With Miracle at St. Anna, Lee sets out to correct that fact that black soldiers have been largely absent from WWII cinema and memory. To that end, the story follows four members of the 92nd Infantry Division, comprised of 15,000 African-American troops. After a devastating battle on the Italian frontlines, the surviving foursome — Stamps (Derek Luke), Bishop (Michael Ealy), Hector (Laz Alonso), and Train (Omar Benson Miller) — are left to fend for themselves with a broken radio and an injured Italian kid they've picked up along the way. For what goes wrong, read more.

Lee capably conveys the neglect the soldiers suffer at the hands of their white commanders, and you feel the ache of these heroes fighting for a country so dismissive of them. Especially powerful is a battlefield scene in which the Buffalo Soldiers are forced to listen to the bewitching voice of "Axis Sally" (Germany's version of Tokyo Rose) promising racial equality, good food, and beautiful women if they surrender. Unfortunately, most of the movie is sorely lacking the emotional weight it deserves.

As ambitious as Miracle is in concept, it's amateurish in execution and often insulting to moviegoers' intelligence.
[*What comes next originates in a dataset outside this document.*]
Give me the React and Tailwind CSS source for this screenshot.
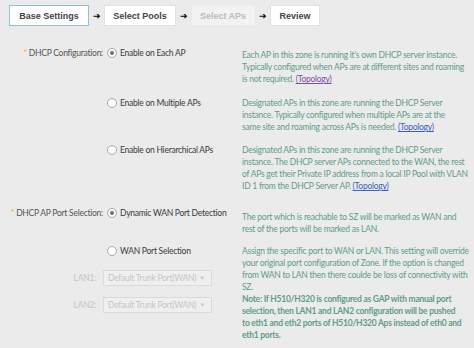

The war story is bookended by a modern-day mystery: One of our vets is accused of murder, and cops find an ancient Italian artifact in his closet. The story isn't revisited until the final scene of the unnecessarily long 160-minute movie, at which point the "mystery" is solved in a way that viewers will see coming from miles away. (But just in case we don't, the characters spell it all out in laughably explanatory dialogue.)

Throughout the movie, the dramatic tension is deflated by a melodramatic musical score and heavy-handed script by James McBride, who wrote the novel on which the film is based. Frequently, the characters deliver lines that clumsily explain plot points or, even worse, elaborate on the cultural commentary that should be intrinsic. Miracle at St. Anna is also plagued by several scenes that just defy logic. For instance, if the Italian boy understands the word "no" and knows that nodding means "yes," why must he and Train communicate through a system of taps, where one tap means "yes" and two taps mean "no"? Because it figures into the plot later, of course!

When the mystery borders on farce, overexaggerated performances by Ealy and Miller don't do it any favors. But I was impressed by Luke as the level-headed Stamps and Alonso in the multilayered role of Hector; both manage to convey gravitas in a movie that's lacking it. But frankly, I expected more from Spike Lee.